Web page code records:

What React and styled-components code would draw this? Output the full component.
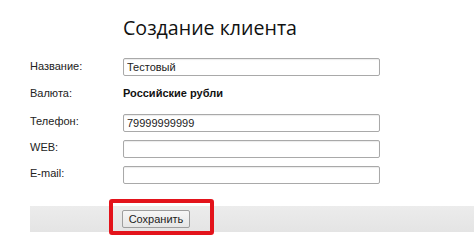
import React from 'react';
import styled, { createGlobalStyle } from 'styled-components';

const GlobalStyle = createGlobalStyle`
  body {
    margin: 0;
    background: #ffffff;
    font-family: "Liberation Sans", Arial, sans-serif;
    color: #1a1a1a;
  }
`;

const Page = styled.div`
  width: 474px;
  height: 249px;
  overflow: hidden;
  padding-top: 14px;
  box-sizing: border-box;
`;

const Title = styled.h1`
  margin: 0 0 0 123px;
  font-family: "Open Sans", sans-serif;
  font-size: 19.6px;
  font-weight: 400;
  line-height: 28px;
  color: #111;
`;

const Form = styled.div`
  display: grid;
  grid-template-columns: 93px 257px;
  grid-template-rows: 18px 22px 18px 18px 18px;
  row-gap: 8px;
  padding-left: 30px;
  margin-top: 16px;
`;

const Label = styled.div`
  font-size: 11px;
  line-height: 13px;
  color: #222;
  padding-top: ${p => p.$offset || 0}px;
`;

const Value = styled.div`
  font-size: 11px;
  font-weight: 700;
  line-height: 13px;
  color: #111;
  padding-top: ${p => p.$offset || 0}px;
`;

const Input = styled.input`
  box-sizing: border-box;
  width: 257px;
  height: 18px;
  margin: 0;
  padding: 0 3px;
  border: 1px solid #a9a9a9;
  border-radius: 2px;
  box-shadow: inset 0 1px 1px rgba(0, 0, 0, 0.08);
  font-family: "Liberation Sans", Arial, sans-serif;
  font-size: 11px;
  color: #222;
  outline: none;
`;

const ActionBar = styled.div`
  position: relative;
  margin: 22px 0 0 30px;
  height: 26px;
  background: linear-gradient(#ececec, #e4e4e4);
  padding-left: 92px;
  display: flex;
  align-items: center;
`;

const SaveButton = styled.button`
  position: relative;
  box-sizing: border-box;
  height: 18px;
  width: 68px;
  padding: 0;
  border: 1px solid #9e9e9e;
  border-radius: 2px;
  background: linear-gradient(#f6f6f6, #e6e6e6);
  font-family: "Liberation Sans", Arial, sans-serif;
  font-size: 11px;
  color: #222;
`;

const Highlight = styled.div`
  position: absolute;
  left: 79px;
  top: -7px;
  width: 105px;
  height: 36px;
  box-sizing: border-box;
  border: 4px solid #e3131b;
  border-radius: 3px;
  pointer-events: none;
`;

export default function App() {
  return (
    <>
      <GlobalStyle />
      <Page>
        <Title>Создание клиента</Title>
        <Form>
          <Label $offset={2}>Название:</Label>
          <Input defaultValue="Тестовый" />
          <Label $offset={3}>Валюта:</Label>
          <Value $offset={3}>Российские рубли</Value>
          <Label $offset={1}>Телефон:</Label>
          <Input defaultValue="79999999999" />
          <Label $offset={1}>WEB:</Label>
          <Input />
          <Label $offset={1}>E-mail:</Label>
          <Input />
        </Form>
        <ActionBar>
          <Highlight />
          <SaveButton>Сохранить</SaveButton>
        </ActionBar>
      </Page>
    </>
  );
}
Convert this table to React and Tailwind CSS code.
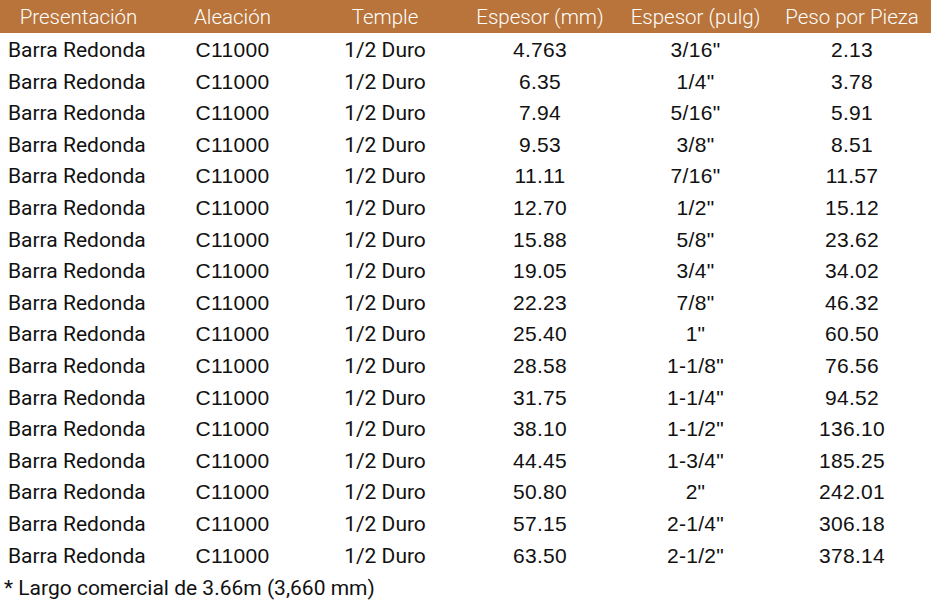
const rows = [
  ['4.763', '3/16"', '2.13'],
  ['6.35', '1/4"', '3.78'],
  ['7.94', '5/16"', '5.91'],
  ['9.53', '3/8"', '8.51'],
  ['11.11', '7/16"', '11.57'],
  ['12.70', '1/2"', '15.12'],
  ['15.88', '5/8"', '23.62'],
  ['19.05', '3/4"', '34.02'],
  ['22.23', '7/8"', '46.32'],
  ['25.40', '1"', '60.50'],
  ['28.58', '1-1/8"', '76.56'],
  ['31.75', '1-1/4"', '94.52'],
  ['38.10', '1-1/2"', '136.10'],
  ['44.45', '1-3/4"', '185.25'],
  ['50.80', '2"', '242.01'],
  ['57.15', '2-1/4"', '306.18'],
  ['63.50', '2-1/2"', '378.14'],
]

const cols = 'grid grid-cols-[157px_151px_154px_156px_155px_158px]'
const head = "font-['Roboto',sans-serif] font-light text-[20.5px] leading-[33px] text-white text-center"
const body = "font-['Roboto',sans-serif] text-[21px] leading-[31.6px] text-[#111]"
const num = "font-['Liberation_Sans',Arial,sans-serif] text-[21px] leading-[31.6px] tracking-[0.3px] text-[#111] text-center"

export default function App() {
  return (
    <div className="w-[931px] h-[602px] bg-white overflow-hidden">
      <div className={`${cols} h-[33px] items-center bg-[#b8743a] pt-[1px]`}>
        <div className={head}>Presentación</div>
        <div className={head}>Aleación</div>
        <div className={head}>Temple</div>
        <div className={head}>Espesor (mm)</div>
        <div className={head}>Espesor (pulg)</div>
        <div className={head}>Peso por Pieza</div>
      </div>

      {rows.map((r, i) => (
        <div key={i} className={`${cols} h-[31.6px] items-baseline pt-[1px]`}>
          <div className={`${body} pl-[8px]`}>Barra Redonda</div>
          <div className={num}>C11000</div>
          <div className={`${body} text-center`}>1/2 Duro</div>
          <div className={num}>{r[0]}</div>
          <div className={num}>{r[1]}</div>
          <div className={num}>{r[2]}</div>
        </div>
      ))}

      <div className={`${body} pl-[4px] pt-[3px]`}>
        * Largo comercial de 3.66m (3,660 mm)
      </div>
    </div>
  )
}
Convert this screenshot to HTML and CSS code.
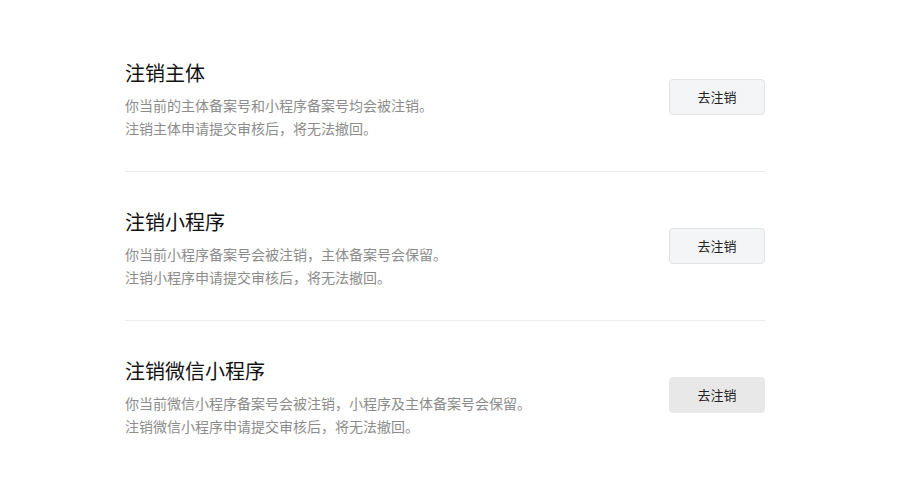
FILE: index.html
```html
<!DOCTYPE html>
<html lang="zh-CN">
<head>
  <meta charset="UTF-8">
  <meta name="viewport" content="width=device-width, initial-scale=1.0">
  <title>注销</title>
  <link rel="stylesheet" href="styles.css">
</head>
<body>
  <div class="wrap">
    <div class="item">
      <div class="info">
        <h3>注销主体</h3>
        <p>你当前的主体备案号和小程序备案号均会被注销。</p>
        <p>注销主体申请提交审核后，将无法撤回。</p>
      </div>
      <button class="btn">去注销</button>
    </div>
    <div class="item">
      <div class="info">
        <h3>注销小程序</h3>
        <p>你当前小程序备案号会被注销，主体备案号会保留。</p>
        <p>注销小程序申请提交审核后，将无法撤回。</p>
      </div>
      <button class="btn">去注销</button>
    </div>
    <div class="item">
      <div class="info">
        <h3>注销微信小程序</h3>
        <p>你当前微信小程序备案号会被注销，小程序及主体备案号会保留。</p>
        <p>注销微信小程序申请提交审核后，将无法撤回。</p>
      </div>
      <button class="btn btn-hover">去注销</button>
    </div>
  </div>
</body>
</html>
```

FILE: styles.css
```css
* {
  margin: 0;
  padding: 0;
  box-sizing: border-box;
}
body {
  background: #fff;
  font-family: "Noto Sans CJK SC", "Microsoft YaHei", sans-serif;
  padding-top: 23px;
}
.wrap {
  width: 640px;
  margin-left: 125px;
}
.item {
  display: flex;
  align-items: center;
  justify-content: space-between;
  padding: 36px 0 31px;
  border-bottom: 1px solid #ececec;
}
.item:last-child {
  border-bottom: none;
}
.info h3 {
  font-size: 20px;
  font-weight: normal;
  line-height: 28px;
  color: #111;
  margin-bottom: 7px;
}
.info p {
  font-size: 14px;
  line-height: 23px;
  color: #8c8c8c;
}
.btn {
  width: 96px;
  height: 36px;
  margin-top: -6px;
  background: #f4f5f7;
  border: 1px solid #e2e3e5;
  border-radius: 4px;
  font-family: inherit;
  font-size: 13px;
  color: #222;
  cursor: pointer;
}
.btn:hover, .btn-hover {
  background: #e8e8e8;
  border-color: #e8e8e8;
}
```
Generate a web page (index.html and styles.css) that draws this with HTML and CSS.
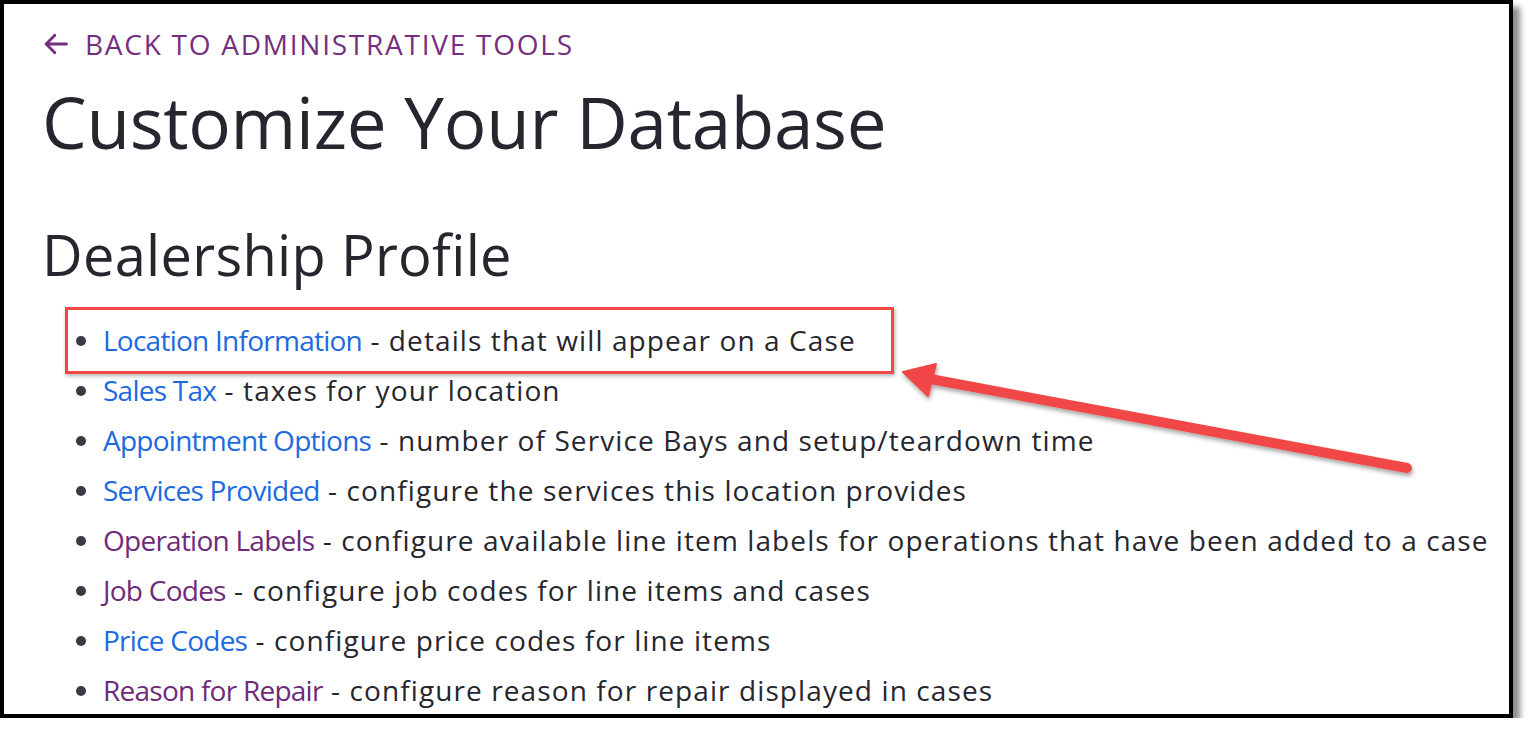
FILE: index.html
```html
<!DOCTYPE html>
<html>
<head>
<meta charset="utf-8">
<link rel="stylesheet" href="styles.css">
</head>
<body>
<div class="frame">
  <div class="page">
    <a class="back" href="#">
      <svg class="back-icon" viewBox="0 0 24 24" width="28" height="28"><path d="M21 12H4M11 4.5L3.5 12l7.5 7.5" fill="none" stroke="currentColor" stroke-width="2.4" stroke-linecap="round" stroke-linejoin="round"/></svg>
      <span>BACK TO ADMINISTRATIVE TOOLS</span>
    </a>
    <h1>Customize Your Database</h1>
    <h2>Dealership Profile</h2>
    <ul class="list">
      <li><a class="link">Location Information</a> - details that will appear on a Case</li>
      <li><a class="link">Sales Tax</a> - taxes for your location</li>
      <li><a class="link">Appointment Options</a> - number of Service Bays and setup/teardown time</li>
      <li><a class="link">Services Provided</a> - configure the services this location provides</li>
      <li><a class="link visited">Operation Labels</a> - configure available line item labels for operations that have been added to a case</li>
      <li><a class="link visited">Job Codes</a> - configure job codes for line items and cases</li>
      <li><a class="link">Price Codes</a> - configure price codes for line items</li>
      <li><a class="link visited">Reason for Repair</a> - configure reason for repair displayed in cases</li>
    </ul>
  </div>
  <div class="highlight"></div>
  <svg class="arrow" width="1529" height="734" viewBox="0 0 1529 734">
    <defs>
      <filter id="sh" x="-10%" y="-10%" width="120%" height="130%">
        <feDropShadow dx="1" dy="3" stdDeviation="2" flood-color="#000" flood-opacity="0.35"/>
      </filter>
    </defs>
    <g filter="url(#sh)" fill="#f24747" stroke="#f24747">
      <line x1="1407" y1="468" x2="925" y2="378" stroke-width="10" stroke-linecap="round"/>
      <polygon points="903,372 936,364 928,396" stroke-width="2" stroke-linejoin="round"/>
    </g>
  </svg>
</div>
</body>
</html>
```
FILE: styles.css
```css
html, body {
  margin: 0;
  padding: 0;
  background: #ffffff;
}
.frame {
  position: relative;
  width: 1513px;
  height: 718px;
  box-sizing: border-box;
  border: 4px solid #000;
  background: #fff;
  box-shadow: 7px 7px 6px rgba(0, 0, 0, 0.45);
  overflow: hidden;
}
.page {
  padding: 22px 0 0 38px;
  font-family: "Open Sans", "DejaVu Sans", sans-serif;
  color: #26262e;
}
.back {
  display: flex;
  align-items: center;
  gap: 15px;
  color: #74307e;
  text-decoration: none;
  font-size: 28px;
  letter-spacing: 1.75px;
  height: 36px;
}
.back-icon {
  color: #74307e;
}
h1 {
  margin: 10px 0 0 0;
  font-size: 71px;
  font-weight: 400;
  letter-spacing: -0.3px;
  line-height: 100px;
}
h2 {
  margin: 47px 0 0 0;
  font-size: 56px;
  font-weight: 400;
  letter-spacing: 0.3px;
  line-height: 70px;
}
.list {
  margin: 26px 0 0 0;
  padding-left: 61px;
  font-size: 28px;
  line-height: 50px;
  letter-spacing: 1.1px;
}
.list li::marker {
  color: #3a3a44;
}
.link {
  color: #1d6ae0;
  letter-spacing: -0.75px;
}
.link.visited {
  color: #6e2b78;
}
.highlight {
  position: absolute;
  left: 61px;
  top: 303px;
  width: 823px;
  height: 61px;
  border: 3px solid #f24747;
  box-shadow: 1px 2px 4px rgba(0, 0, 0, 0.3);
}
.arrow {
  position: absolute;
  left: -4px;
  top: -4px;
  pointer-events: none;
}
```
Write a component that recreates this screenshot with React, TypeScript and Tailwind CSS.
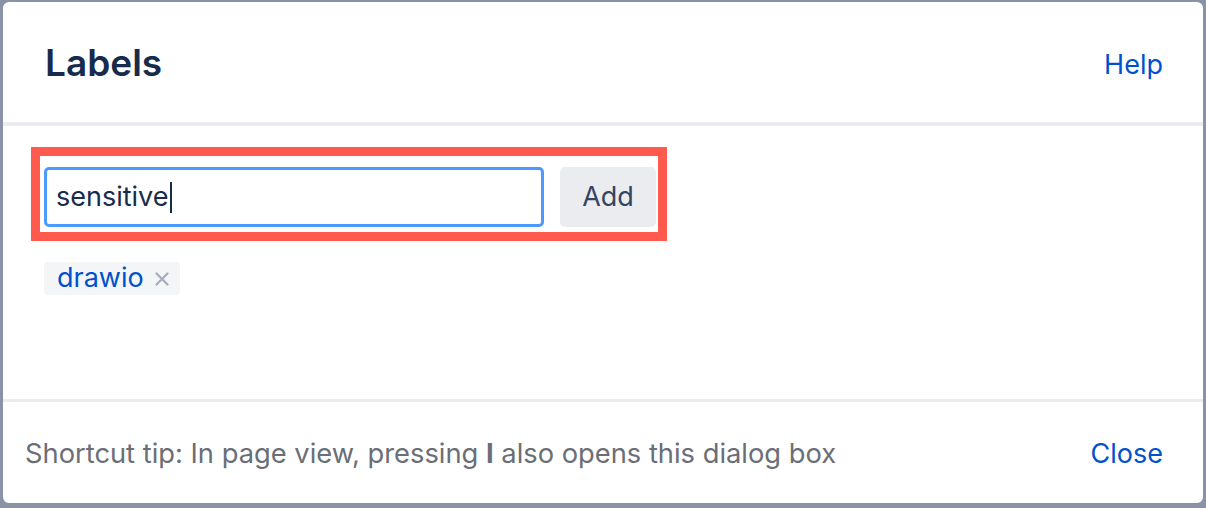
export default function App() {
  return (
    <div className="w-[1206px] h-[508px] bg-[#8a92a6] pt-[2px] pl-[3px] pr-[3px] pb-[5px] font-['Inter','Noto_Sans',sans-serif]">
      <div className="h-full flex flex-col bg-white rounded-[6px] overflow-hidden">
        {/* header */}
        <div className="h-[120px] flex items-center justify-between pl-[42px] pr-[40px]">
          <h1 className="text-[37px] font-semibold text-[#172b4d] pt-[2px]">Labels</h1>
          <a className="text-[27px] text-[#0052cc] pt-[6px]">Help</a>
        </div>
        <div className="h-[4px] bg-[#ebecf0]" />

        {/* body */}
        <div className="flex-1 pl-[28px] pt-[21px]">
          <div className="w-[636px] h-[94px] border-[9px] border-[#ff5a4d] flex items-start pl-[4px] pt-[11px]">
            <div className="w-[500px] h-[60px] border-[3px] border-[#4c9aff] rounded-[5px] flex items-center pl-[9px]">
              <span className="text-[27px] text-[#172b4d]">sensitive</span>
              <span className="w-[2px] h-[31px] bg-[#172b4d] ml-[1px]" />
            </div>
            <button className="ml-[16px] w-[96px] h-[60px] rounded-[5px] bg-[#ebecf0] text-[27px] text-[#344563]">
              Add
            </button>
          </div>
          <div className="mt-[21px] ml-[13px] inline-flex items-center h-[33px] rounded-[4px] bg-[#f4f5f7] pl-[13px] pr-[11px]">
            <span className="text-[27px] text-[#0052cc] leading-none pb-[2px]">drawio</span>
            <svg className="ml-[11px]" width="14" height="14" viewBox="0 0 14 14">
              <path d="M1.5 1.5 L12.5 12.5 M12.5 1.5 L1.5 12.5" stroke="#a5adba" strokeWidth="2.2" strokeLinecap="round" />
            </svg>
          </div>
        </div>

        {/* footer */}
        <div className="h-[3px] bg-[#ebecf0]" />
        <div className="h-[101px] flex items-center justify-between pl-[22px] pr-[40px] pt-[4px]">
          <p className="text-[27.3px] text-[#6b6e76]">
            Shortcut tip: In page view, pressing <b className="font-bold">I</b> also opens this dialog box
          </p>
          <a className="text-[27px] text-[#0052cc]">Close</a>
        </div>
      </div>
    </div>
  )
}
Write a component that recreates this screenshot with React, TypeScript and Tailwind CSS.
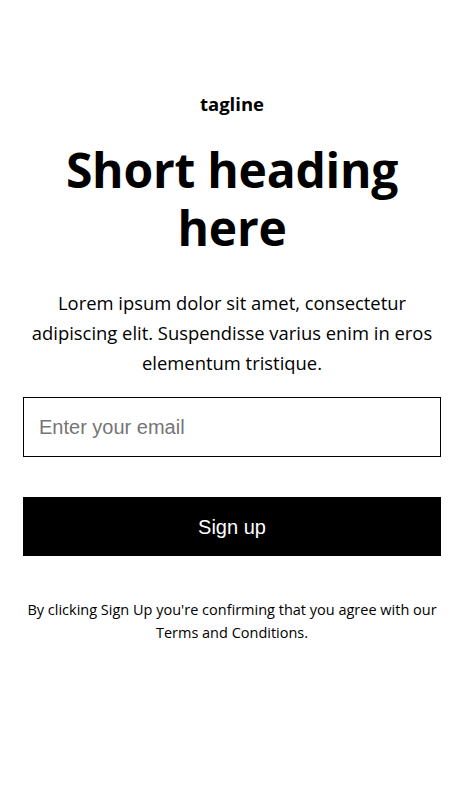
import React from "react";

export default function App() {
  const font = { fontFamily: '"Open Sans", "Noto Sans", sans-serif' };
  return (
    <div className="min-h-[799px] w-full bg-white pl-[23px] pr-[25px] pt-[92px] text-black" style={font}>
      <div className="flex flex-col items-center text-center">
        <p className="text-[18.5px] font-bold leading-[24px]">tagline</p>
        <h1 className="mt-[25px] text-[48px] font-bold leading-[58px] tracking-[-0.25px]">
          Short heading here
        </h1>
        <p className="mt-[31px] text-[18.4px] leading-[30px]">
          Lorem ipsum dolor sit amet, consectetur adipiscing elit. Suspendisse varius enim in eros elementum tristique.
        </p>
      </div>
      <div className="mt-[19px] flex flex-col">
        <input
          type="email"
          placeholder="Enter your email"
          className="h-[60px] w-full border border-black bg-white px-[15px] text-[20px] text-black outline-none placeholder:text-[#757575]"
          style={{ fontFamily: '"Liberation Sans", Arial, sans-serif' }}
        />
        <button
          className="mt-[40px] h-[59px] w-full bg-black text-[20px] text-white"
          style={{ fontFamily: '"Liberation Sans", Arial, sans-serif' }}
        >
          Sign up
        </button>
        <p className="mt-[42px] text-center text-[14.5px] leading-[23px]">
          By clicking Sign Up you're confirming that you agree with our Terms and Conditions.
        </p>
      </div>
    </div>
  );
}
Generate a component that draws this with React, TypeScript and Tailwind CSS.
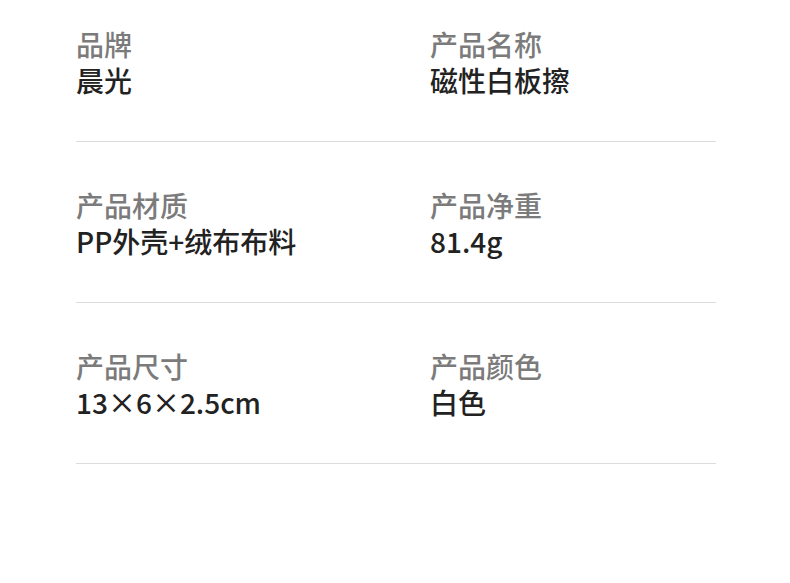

Task to carry out:
Using the entries above, extract exactly the lines from the one that contains "Convert this table" through the one that contains "text-[21px] leading-[31.6px] tracking-[0.3px]". Do not carry over any pictures.

Result below:
Convert this table to React and Tailwind CSS code.
const rows = [
  ['4.763', '3/16"', '2.13'],
  ['6.35', '1/4"', '3.78'],
  ['7.94', '5/16"', '5.91'],
  ['9.53', '3/8"', '8.51'],
  ['11.11', '7/16"', '11.57'],
  ['12.70', '1/2"', '15.12'],
  ['15.88', '5/8"', '23.62'],
  ['19.05', '3/4"', '34.02'],
  ['22.23', '7/8"', '46.32'],
  ['25.40', '1"', '60.50'],
  ['28.58', '1-1/8"', '76.56'],
  ['31.75', '1-1/4"', '94.52'],
  ['38.10', '1-1/2"', '136.10'],
  ['44.45', '1-3/4"', '185.25'],
  ['50.80', '2"', '242.01'],
  ['57.15', '2-1/4"', '306.18'],
  ['63.50', '2-1/2"', '378.14'],
]

const cols = 'grid grid-cols-[157px_151px_154px_156px_155px_158px]'
const head = "font-['Roboto',sans-serif] font-light text-[20.5px] leading-[33px] text-white text-center"
const body = "font-['Roboto',sans-serif] text-[21px] leading-[31.6px] text-[#111]"
const num = "font-['Liberation_Sans',Arial,sans-serif] text-[21px] leading-[31.6px] tracking-[0.3px] text-[#111] text-center"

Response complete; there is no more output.